## Instructions for the task
Pictures do not belong in the copy; transcribe everything else in the records exactly.

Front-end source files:

---

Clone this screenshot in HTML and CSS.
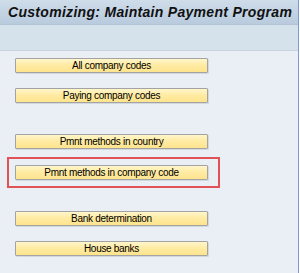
FILE: index.html
```
<!doctype html>
<html lang="en">
	<head>
		<meta charset="UTF-8" />
		<title>Customizing: Maintain Payment Program</title>
		<link rel="stylesheet" href="styles.css">
	</head>
	<body>
		<section class="window">
			<header class="title-bar">
				<h1>Customizing: Maintain Payment Program</h1>
			</header>
			<div class="toolbar"></div>
			<div class="content">
				<button class="btn first">All company codes</button>
				<button class="btn second">Paying company codes</button>
				<button class="btn group">Pmnt methods in country</button>
				<div class="highlight">
					<button class="btn">Pmnt methods in company code</button>
				</div>
				<button class="btn group-after">Bank determination</button>
				<button class="btn second">House banks</button>
			</div>
		</section>
	</body>
</html>
```
FILE: styles.css
```
*{
	margin: 0;
	padding: 0;
	box-sizing: border-box;
}
body{
	background: #fff;
	width: 300px;
	height: 273px;
	overflow: hidden;
}
.window{
	width: 299px;
	height: 273px;
	border-right: 1px solid #7e9ad6;
	background: #eaeff5;
	font-family: "Liberation Sans", Arial, sans-serif;
}
.title-bar{
	height: 25px;
	background: linear-gradient(#cfdcea, #b8cbdd);
	border-bottom: 1px solid #b0c2d4;
	padding-left: 8px;
	display: flex;
	align-items: center;
}
.title-bar h1{
	font-size: 14px;
	font-weight: bold;
	font-style: italic;
	letter-spacing: 0.3px;
	color: #111;
	white-space: nowrap;
}
.toolbar{
	height: 26px;
	background: #d5e1eb;
	border-bottom: 1px solid #c7d4e0;
}
.content{
	display: flex;
	flex-direction: column;
	align-items: flex-start;
	padding: 7px 0 0 15px;
}
.btn{
	display: block;
	width: 193px;
	height: 15px;
	border: 1px solid #a3a3a3;
	border-radius: 1px;
	background: linear-gradient(#fff6cc, #ffeba3 45%, #fde48e);
	box-shadow: 1px 1px 0 #d2d8de;
	font-family: "Liberation Sans", Arial, sans-serif;
	font-size: 10px;
	letter-spacing: -0.3px;
	line-height: 13px;
	color: #000;
	text-align: center;
}
.btn.second{
	margin-top: 15px;
}
.btn.group{
	margin-top: 31px;
}
.highlight{
	margin: 8px 0 0 -8px;
	padding: 6px 10px 6px 6px;
	border: 2px solid #e05258;
}
.btn.group-after{
	margin-top: 23px;
}
```
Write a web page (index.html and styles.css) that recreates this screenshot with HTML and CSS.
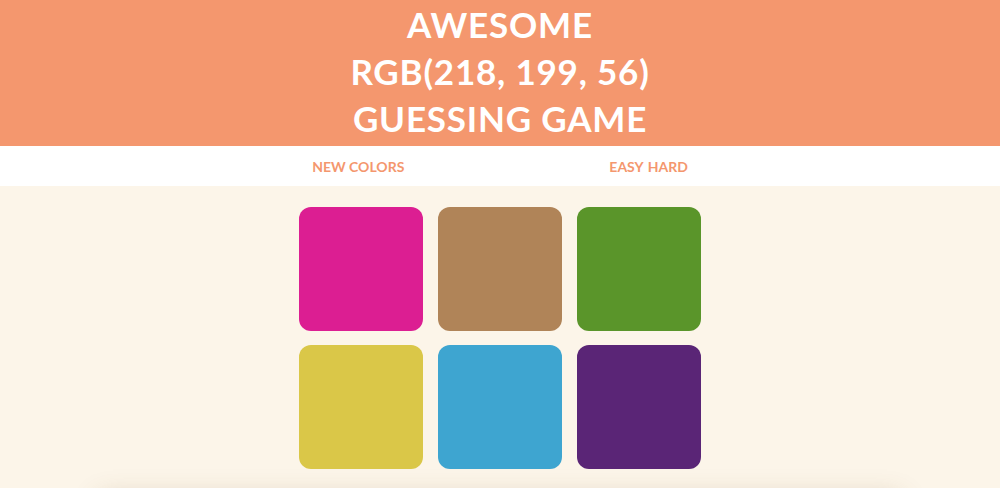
FILE: index.html
```html
<!DOCTYPE html>
<html>
<head>
<meta charset="utf-8">
<link rel="stylesheet" href="styles.css">
</head>
<body>
<header class="header">
  <h1 class="title">Awesome<br>RGB(218, 199, 56)<br>Guessing Game</h1>
</header>
<nav class="bar">
  <button class="btn">New Colors</button>
  <span class="modes">
    <button class="btn">Easy</button>
    <button class="btn">Hard</button>
  </span>
</nav>
<main class="board">
  <div class="grid">
    <div class="square" style="background:#dc1e92"></div>
    <div class="square" style="background:#b08458"></div>
    <div class="square" style="background:#5a952a"></div>
    <div class="square" style="background:#dac748"></div>
    <div class="square" style="background:#3ea5d0"></div>
    <div class="square" style="background:#5a2576"></div>
  </div>
  <div class="card"></div>
</main>
</body>
</html>
```
FILE: styles.css
```css
html, body {
  margin: 0;
  padding: 0;
}
body {
  background: #fcf5e9;
  font-family: Lato, "Open Sans", sans-serif;
  overflow: hidden;
  height: 488px;
}
.header {
  background: #f4976e;
  height: 146px;
  box-sizing: border-box;
  padding-bottom: 4px;
  display: flex;
  align-items: center;
  justify-content: center;
}
.title {
  margin: 0;
  color: #ffffff;
  font-weight: 700;
  font-size: 35px;
  line-height: 47px;
  text-transform: uppercase;
  text-align: center;
  letter-spacing: 0.8px;
}
.bar {
  background: #ffffff;
  height: 40px;
  display: flex;
  align-items: center;
  justify-content: center;
  gap: 205px;
}
.modes {
  display: flex;
  gap: 4px;
}
.btn {
  border: none;
  background: none;
  padding: 0;
  color: #f4976e;
  font-family: Lato, "Open Sans", sans-serif;
  font-weight: 700;
  font-size: 14px;
  text-transform: uppercase;
  cursor: pointer;
}
.board {
  padding-top: 21px;
  display: flex;
  flex-direction: column;
  align-items: center;
}
.grid {
  display: grid;
  grid-template-columns: repeat(3, 124px);
  column-gap: 15px;
  row-gap: 14px;
}
.square {
  width: 124px;
  height: 124px;
  border-radius: 12px;
}
.card {
  margin-top: 30px;
  width: 800px;
  height: 100px;
  background: #fcf5e9;
  box-shadow: 0 0 26px rgba(120, 90, 50, 0.3);
}
```
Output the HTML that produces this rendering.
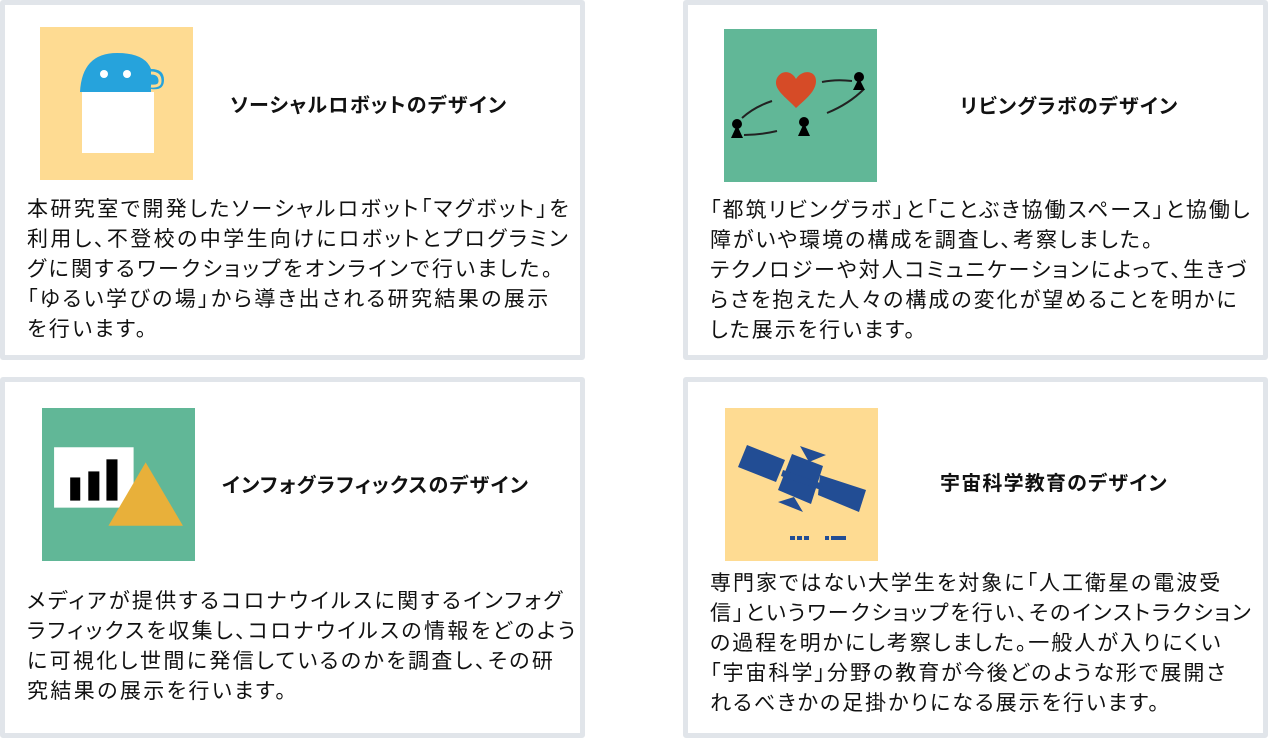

---

## Task response
Clone this screenshot in HTML and CSS.
FILE: index.html
```
<!doctype html>
<html lang="en">
	<head>
		<meta charset="UTF-8" />
		<title>Customizing: Maintain Payment Program</title>
		<link rel="stylesheet" href="styles.css">
	</head>
	<body>
		<section class="window">
			<header class="title-bar">
				<h1>Customizing: Maintain Payment Program</h1>
			</header>
			<div class="toolbar"></div>
			<div class="content">
				<button class="btn first">All company codes</button>
				<button class="btn second">Paying company codes</button>
				<button class="btn group">Pmnt methods in country</button>
				<div class="highlight">
					<button class="btn">Pmnt methods in company code</button>
				</div>
				<button class="btn group-after">Bank determination</button>
				<button class="btn second">House banks</button>
			</div>
		</section>
	</body>
</html>
```
FILE: styles.css
```
*{
	margin: 0;
	padding: 0;
	box-sizing: border-box;
}
body{
	background: #fff;
	width: 300px;
	height: 273px;
	overflow: hidden;
}
.window{
	width: 299px;
	height: 273px;
	border-right: 1px solid #7e9ad6;
	background: #eaeff5;
	font-family: "Liberation Sans", Arial, sans-serif;
}
.title-bar{
	height: 25px;
	background: linear-gradient(#cfdcea, #b8cbdd);
	border-bottom: 1px solid #b0c2d4;
	padding-left: 8px;
	display: flex;
	align-items: center;
}
.title-bar h1{
	font-size: 14px;
	font-weight: bold;
	font-style: italic;
	letter-spacing: 0.3px;
	color: #111;
	white-space: nowrap;
}
.toolbar{
	height: 26px;
	background: #d5e1eb;
	border-bottom: 1px solid #c7d4e0;
}
.content{
	display: flex;
	flex-direction: column;
	align-items: flex-start;
	padding: 7px 0 0 15px;
}
.btn{
	display: block;
	width: 193px;
	height: 15px;
	border: 1px solid #a3a3a3;
	border-radius: 1px;
	background: linear-gradient(#fff6cc, #ffeba3 45%, #fde48e);
	box-shadow: 1px 1px 0 #d2d8de;
	font-family: "Liberation Sans", Arial, sans-serif;
	font-size: 10px;
	letter-spacing: -0.3px;
	line-height: 13px;
	color: #000;
	text-align: center;
}
.btn.second{
	margin-top: 15px;
}
.btn.group{
	margin-top: 31px;
}
.highlight{
	margin: 8px 0 0 -8px;
	padding: 6px 10px 6px 6px;
	border: 2px solid #e05258;
}
.btn.group-after{
	margin-top: 23px;
}
```
Write a web page (index.html and styles.css) that recreates this screenshot with HTML and CSS.
FILE: index.html
```html
<!DOCTYPE html>
<html>
<head>
<meta charset="utf-8">
<link rel="stylesheet" href="styles.css">
</head>
<body>
<header class="header">
  <h1 class="title">Awesome<br>RGB(218, 199, 56)<br>Guessing Game</h1>
</header>
<nav class="bar">
  <button class="btn">New Colors</button>
  <span class="modes">
    <button class="btn">Easy</button>
    <button class="btn">Hard</button>
  </span>
</nav>
<main class="board">
  <div class="grid">
    <div class="square" style="background:#dc1e92"></div>
    <div class="square" style="background:#b08458"></div>
    <div class="square" style="background:#5a952a"></div>
    <div class="square" style="background:#dac748"></div>
    <div class="square" style="background:#3ea5d0"></div>
    <div class="square" style="background:#5a2576"></div>
  </div>
  <div class="card"></div>
</main>
</body>
</html>
```
FILE: styles.css
```css
html, body {
  margin: 0;
  padding: 0;
}
body {
  background: #fcf5e9;
  font-family: Lato, "Open Sans", sans-serif;
  overflow: hidden;
  height: 488px;
}
.header {
  background: #f4976e;
  height: 146px;
  box-sizing: border-box;
  padding-bottom: 4px;
  display: flex;
  align-items: center;
  justify-content: center;
}
.title {
  margin: 0;
  color: #ffffff;
  font-weight: 700;
  font-size: 35px;
  line-height: 47px;
  text-transform: uppercase;
  text-align: center;
  letter-spacing: 0.8px;
}
.bar {
  background: #ffffff;
  height: 40px;
  display: flex;
  align-items: center;
  justify-content: center;
  gap: 205px;
}
.modes {
  display: flex;
  gap: 4px;
}
.btn {
  border: none;
  background: none;
  padding: 0;
  color: #f4976e;
  font-family: Lato, "Open Sans", sans-serif;
  font-weight: 700;
  font-size: 14px;
  text-transform: uppercase;
  cursor: pointer;
}
.board {
  padding-top: 21px;
  display: flex;
  flex-direction: column;
  align-items: center;
}
.grid {
  display: grid;
  grid-template-columns: repeat(3, 124px);
  column-gap: 15px;
  row-gap: 14px;
}
.square {
  width: 124px;
  height: 124px;
  border-radius: 12px;
}
.card {
  margin-top: 30px;
  width: 800px;
  height: 100px;
  background: #fcf5e9;
  box-shadow: 0 0 26px rgba(120, 90, 50, 0.3);
}
```
Output the HTML that produces this rendering.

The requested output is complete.